-->


Bulan Bahasa dan Kesadaran Kolektif akan Persatuan

Posting Komentar


Bulan Bahasa biasa diperingati dengan berbagai kegiatan oleh setiap sekolah di Indonesia. Kehadiran peringatan ini tidak lepas dari momentum besar yang digagas oleh para pemuda pada tahun 1928 dalam format Sumpah Pemuda. Saya telah menulis berbagai judul di sejumlah media tentang Sumpah Pemuda, namun mengenai Bulan Bahasa, saya baru menulis sekitar tiga artikel, dan salah satunya adalah tulisan ini.

Berbeda dengan enam unsur kebudayaan lainnya, bahasa merupakan unsur yang paling kentara dan melekat dengan diri seseorang; dengan karakter, logat, serta daerah asal si penutur. Bahkan penuturan dan pelafalan dua bahasa serumpun pun tidak akan dapat menipu telinga komunikan dari mana asal bahasa tersebut dituturkan. Bahasa Indonesia dan Bahasa Malaysia adalah contoh nyata; kita dapat menebak siapa orang Indonesia dan siapa orang Malaysia hanya dari cara bertutur mereka.

Dengan Sumpah Pemuda itulah, identitas kebangsaan kita sebagai orang Indonesia menjadi lebih kokoh. Kendati bangsa ini terdiri dari berbagai suku, etnis, bahasa daerah, dan keyakinan, namun semuanya dapat bersatu dalam satu ikatan bahasa, yaitu Bahasa Indonesia. Beragam bahasa daerah memang mengendap dan bermuara pada satu wadah ini. Kita tidak lagi menyebutnya sebagai Bahasa Melayu, meskipun secara historis bahasa persatuan itu memang berakar pada lingua franca Melayu.

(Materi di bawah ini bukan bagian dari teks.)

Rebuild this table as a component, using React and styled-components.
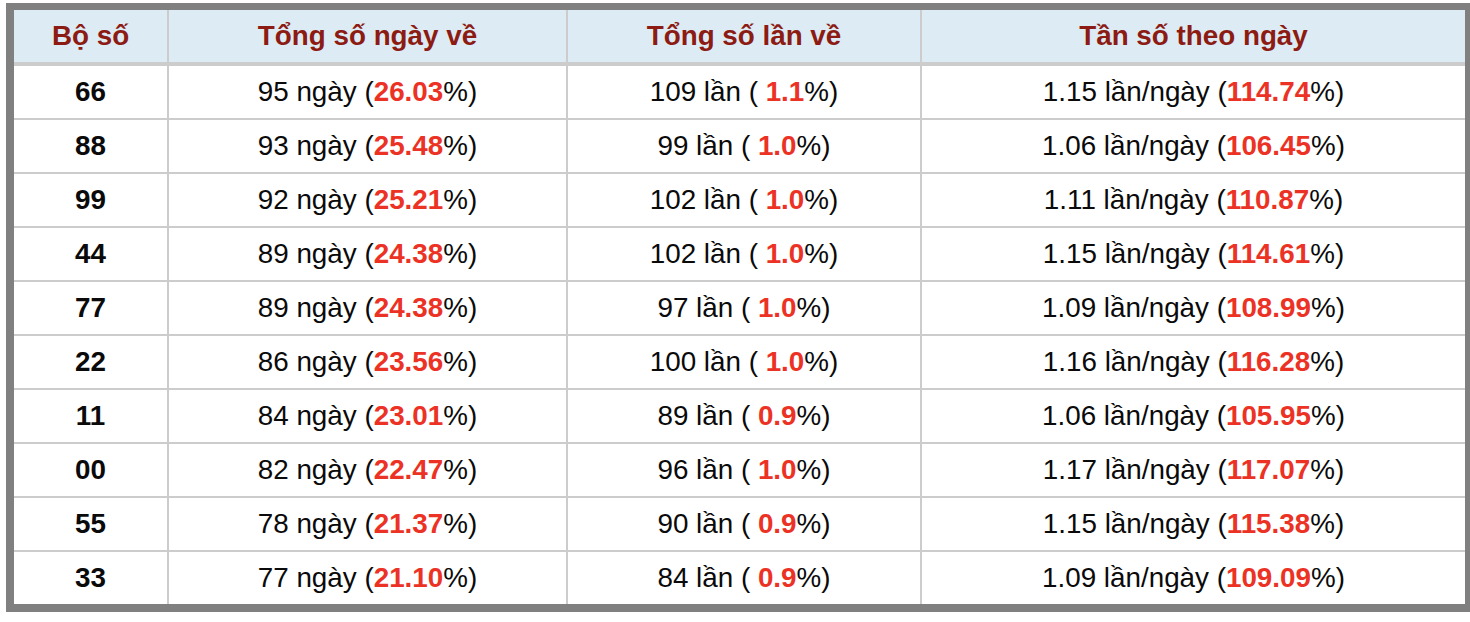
import React from 'react';
import styled, { createGlobalStyle } from 'styled-components';

const GlobalStyle = createGlobalStyle`
  html, body {
    margin: 0;
    padding: 0;
    background: #ffffff;
    overflow: hidden;
  }
  body {
    font-family: "Liberation Sans", Arial, Helvetica, sans-serif;
  }
`;

const Frame = styled.div`
  margin: 3px 0 0 6px;
  width: 1451px;
  border-style: solid;
  border-color: #808080;
  border-width: 7px 5px 8px 8px;
  background: #ffffff;
`;

const Table = styled.table`
  width: 1451px;
  table-layout: fixed;
  border-collapse: separate;
  border-spacing: 0;
  font-size: 27.8px;
  color: #0a0a0a;
`;

const HeadCell = styled.th`
  height: 52px;
  padding: 0;
  background: #ddebf4;
  color: #8c1b13;
  font-weight: bold;
  text-align: center;
  vertical-align: middle;
  border-bottom: 4px solid #cccccc;
  border-right: 2px solid #cccccc;

  &:last-child {
    border-right: none;
  }
`;

const Cell = styled.td`
  height: 52px;
  padding: 0;
  text-align: center;
  vertical-align: middle;
  white-space: nowrap;
  font-weight: ${(p) => (p.$bold ? 'bold' : 'normal')};
  border-right: 2px solid #cccccc;
  border-bottom: ${(p) => (p.$last ? 'none' : '2px solid #cccccc')};

  &:last-child {
    border-right: none;
  }
`;

const Red = styled.b`
  color: #ec3224;
  font-weight: bold;
`;

const rows = [
  ['66', '95', '26.03', '109', '1.1', '1.15', '114.74'],
  ['88', '93', '25.48', '99', '1.0', '1.06', '106.45'],
  ['99', '92', '25.21', '102', '1.0', '1.11', '110.87'],
  ['44', '89', '24.38', '102', '1.0', '1.15', '114.61'],
  ['77', '89', '24.38', '97', '1.0', '1.09', '108.99'],
  ['22', '86', '23.56', '100', '1.0', '1.16', '116.28'],
  ['11', '84', '23.01', '89', '0.9', '1.06', '105.95'],
  ['00', '82', '22.47', '96', '1.0', '1.17', '117.07'],
  ['55', '78', '21.37', '90', '0.9', '1.15', '115.38'],
  ['33', '77', '21.10', '84', '0.9', '1.09', '109.09'],
];

const App = () => (
  <>
    <GlobalStyle />
    <Frame>
      <Table>
        <colgroup>
          <col style={{ width: 155 }} />
          <col style={{ width: 399 }} />
          <col style={{ width: 354 }} />
          <col style={{ width: 543 }} />
        </colgroup>
        <thead>
          <tr>
            <HeadCell>Bộ số</HeadCell>
            <HeadCell>Tổng số ngày về</HeadCell>
            <HeadCell>Tổng số lần về</HeadCell>
            <HeadCell>Tần số theo ngày</HeadCell>
          </tr>
        </thead>
        <tbody>
          {rows.map(([num, days, dayPct, times, timePct, freq, freqPct], i) => {
            const last = i === rows.length - 1;
            return (
              <tr key={num}>
                <Cell $bold $last={last}>{num}</Cell>
                <Cell $last={last}>
                  {days} ngày (<Red>{dayPct}</Red>%)
                </Cell>
                <Cell $last={last}>
                  {times} lần ( <Red>{timePct}</Red>%)
                </Cell>
                <Cell $last={last}>
                  {freq} lần/ngày (<Red>{freqPct}</Red>%)
                </Cell>
              </tr>
            );
          })}
        </tbody>
      </Table>
    </Frame>
  </>
);

export default App;
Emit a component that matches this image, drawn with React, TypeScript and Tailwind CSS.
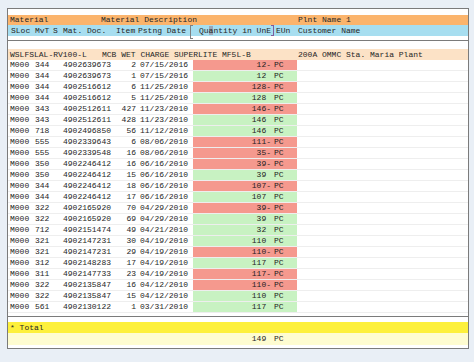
type Line = [string, string, string, string, string, string];

const lines: Line[] = [
    ["M000", "344", "4902639673", "2", "07/15/2016", "12-"],
    ["M000", "344", "4902639673", "1", "07/15/2016", "12"],
    ["M000", "344", "4902516612", "6", "11/25/2010", "128-"],
    ["M000", "344", "4902516612", "5", "11/25/2010", "128"],
    ["M000", "343", "4902512611", "427", "11/23/2010", "146-"],
    ["M000", "343", "4902512611", "428", "11/23/2010", "146"],
    ["M000", "718", "4902496850", "56", "11/12/2010", "146"],
    ["M000", "555", "4902339643", "6", "08/06/2010", "111-"],
    ["M000", "555", "4902339548", "16", "08/06/2010", "35-"],
    ["M000", "350", "4902246412", "16", "06/16/2010", "39-"],
    ["M000", "350", "4902246412", "15", "06/16/2010", "39"],
    ["M000", "344", "4902246412", "18", "06/16/2010", "107-"],
    ["M000", "344", "4902246412", "17", "06/16/2010", "107"],
    ["M000", "322", "4902165920", "70", "04/29/2010", "39-"],
    ["M000", "322", "4902165920", "69", "04/29/2010", "39"],
    ["M000", "712", "4902151474", "49", "04/21/2010", "32"],
    ["M000", "321", "4902147231", "30", "04/19/2010", "110"],
    ["M000", "321", "4902147231", "29", "04/19/2010", "110-"],
    ["M000", "312", "4902148283", "17", "04/19/2010", "117"],
    ["M000", "311", "4902147733", "23", "04/19/2010", "117-"],
    ["M000", "322", "4902135847", "16", "04/12/2010", "110-"],
    ["M000", "322", "4902135847", "15", "04/12/2010", "110"],
    ["M000", "561", "4902130122", "1", "03/31/2010", "117"],
];

function ListRow({ line }: { line: Line }) {
    const [sloc, mvt, doc, item, date, qty] = line;
    const neg = qty.endsWith("-");
    return (
        <div className="flex h-[11px] shrink-0 border-b border-[#eeeeee] leading-[10px] whitespace-pre">
            <span className="w-[27px] shrink-0 pl-[2px]">{sloc}</span>
            <span className="w-[28px] shrink-0">{mvt}</span>
            <span className="w-[52px] shrink-0">{doc}</span>
            <span className="w-[21px] shrink-0 text-right">{item}</span>
            <span className="w-[57px] shrink-0 pl-[4px]">{date}</span>
            <span className={`flex w-[104px] shrink-0 text-[#1e1e1e] ${neg ? "bg-[#f5998e]" : "bg-[#c8f2c2]"}`}>
                <span className="w-[78px] text-right">{neg ? qty : qty + " "}</span>
                <span className="pl-[3px]">PC</span>
            </span>
        </div>
    );
}

export default function App() {
    return (
        <div className="h-[362px] w-[474px] overflow-hidden bg-[#e9eff6] pt-[8px] pl-[7px] font-['Liberation_Mono',monospace] text-[8px] text-[#262626]">
            <div className="flex h-[341px] w-[462px] flex-col border border-[#7b7b7b] bg-white">
                {/* Column headers */}
                <div className="flex flex-col pt-[6px] pb-[4px]">
                    <div className="flex h-[10px] bg-[#fbb46c] leading-[10px] whitespace-pre">
                        <span className="w-[93px] pl-[2px]">Material</span>
                        <span className="w-[197px]">Material Description</span>
                        <span>Plnt Name 1</span>
                    </div>
                    <div className="relative flex h-[11px] bg-[#a7def0] leading-[11px] whitespace-pre">
                        <span className="w-[27px] pl-[3px]">SLoc</span>
                        <span className="w-[18px]">MvT</span>
                        <span className="w-[10px]">S</span>
                        <span className="w-[53px]">Mat. Doc.</span>
                        <span className="w-[22px]">Item</span>
                        <span className="w-[52px]">Pstng Date</span>
                        <span className="w-[81px] text-right">
                            Qu<span className="bg-[#9ba7b7]">a</span>ntity in UnE
                        </span>
                        <span className="w-[5px]" />
                        <span className="w-[22px]">EUn</span>
                        <span>Customer Name</span>
                        {/* column selection markers */}
                        <span className="absolute left-[182px] top-0 h-[14px] w-[3px] border-y border-l border-[#808080]" />
                        <span className="absolute left-[263px] top-0 h-[11px] w-[3px] border-y border-r border-[#7d5d9e]" />
                    </div>
                </div>
                <div className="h-px shrink-0 bg-[#7b7b7b]" />

                {/* List body */}
                <div className="flex flex-col pt-[8px] pb-[3px]">
                    <div className="flex h-[11px] bg-[#fce2c6] leading-[11px] whitespace-pre">
                        <span className="w-[94px] pl-[2px]">WSLFSLAL-RV100-L</span>
                        <span className="w-[196px]">MCB WET CHARGE SUPERLITE MF5L-B</span>
                        <span>200A OMMC Sta. Maria Plant</span>
                    </div>
                    {lines.map((line, i) => (
                        <ListRow key={i} line={line} />
                    ))}
                </div>
                <div className="h-px shrink-0 bg-[#7b7b7b]" />

                {/* Totals */}
                <div className="flex flex-col pt-[5px]">
                    <div className="flex h-[11px] bg-[#fdf03c] pl-[2px] leading-[11px] whitespace-pre">
                        * Total
                    </div>
                    <div className="flex h-[12px] bg-[#fefcd0] leading-[12px] whitespace-pre">
                        <span className="w-[185px]" />
                        <span className="w-[78px] text-right">{"149 "}</span>
                        <span className="pl-[3px]">PC</span>
                    </div>
                </div>
            </div>
        </div>
    );
}
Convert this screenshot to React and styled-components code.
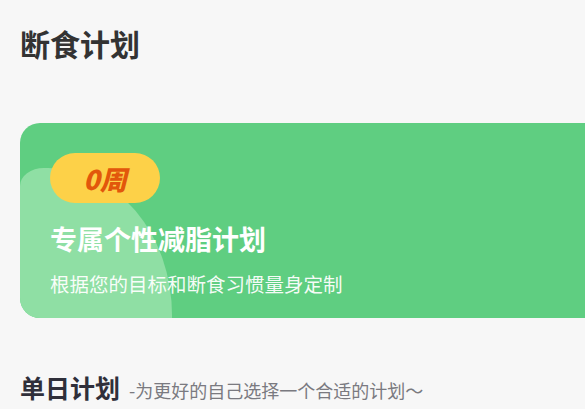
import styled, { createGlobalStyle } from "styled-components";

const GlobalStyle = createGlobalStyle`
  html, body {
    margin: 0;
    padding: 0;
    background: #f7f7f7;
    overflow: hidden;
  }
  body {
    font-family: "Noto Sans CJK SC", "Noto Sans", sans-serif;
  }
`;

function App() {
  return (
    <Page>
      <GlobalStyle />
      <PageTitle>断食计划</PageTitle>

      <PlanCard>
        <Blob />
        <CardBody>
          <WeekBadge>0周</WeekBadge>
          <CardTitle>专属个性减脂计划</CardTitle>
          <CardDesc>根据您的目标和断食习惯量身定制</CardDesc>
        </CardBody>
      </PlanCard>

      <SectionHead>
        <SectionTitle>单日计划</SectionTitle>
        <SectionSub>-为更好的自己选择一个合适的计划～</SectionSub>
      </SectionHead>
    </Page>
  );
}

export default App;

const Page = styled.div`
  width: 585px;
  height: 409px;
  box-sizing: border-box;
  padding: 22px 0 0 20px;
  overflow: hidden;
`;

const PageTitle = styled.div`
  font-size: 30px;
  line-height: 42px;
  font-weight: 700;
  color: #333333;
`;

const PlanCard = styled.div`
  position: relative;
  margin-top: 59px;
  width: 620px;
  height: 195px;
  border-radius: 20px;
  background: #5fce81;
  overflow: hidden;
`;

const Blob = styled.div`
  position: absolute;
  left: 0;
  bottom: 0;
  width: 152px;
  height: 150px;
  background: #8fdfa4;
  border-top-left-radius: 24px 18px;
  border-top-right-radius: 124px 147px;
`;

const CardBody = styled.div`
  position: relative;
  display: flex;
  flex-direction: column;
  align-items: flex-start;
  padding: 30px 0 0 30px;
`;

const WeekBadge = styled.div`
  width: 110px;
  height: 50px;
  border-radius: 25px;
  background: #fdd148;
  display: flex;
  align-items: center;
  justify-content: center;
  color: #e2570b;
  font-size: 27px;
  font-weight: 900;
  font-style: italic;
`;

const CardTitle = styled.div`
  margin-top: 18px;
  font-size: 27px;
  line-height: 36px;
  font-weight: 700;
  color: #ffffff;
`;

const CardDesc = styled.div`
  margin-top: 14px;
  font-size: 19.5px;
  line-height: 26px;
  color: rgba(255, 255, 255, 0.95);
`;

const SectionHead = styled.div`
  margin-top: 52px;
  display: flex;
  align-items: baseline;
  gap: 9px;
`;

const SectionTitle = styled.div`
  font-size: 25px;
  line-height: 35px;
  font-weight: 700;
  color: #2f2f3a;
`;

const SectionSub = styled.div`
  font-size: 18px;
  color: #7a7a80;
`;
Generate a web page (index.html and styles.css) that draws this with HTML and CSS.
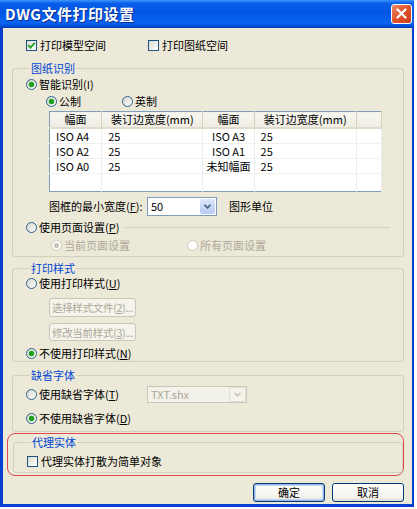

Kita juga tidak menyebutnya sebagai Bahasa Jawa, Sunda, atau bahasa daerah lainnya. Menariknya, orang di luar etnis Melayu pun tidak mempermasalahkannya. Hal ini membuktikan bahwa bangsa Indonesia adalah bangsa yang gemar membangun konsensus dan kesepakatan, bukan bangsa yang mudah terpecah oleh perbedaan. Dari semangat itu pula berbagai ras dan etnis dapat hidup berdampingan dan saling melengkapi dalam bingkai kebangsaan.

Kita sebagai manusia modern yang telah memasuki milenium kedua tentu tidak mungkin membangun konsensus baru untuk menciptakan bahasa persatuan baru. Di masa kini, tugas kita adalah mengokohkan warisan luhur para pemuda 1928 dengan membangun kembali semangat untuk tetap bersatu melalui Bahasa Indonesia. Sekolah-sekolah di seluruh Nusantara menyelenggarakan berbagai kegiatan, baik formal maupun non-formal, untuk memperingati Bulan Bahasa.

Beragam perhelatan, seperti lomba menulis, membaca puisi, mendongeng, hingga seminar kebahasaan, menjadi upaya kolektif untuk menyadarkan generasi muda, terutama generasi Z, bahwa para pendahulu mereka adalah generasi yang gemar bersepakat, bukan berdebat tanpa arah. Mereka tidak hanya berjuang dengan kata-kata, tetapi juga membangun kesepahaman agar perbedaan menjadi kekuatan, bukan alasan untuk saling menjatuhkan.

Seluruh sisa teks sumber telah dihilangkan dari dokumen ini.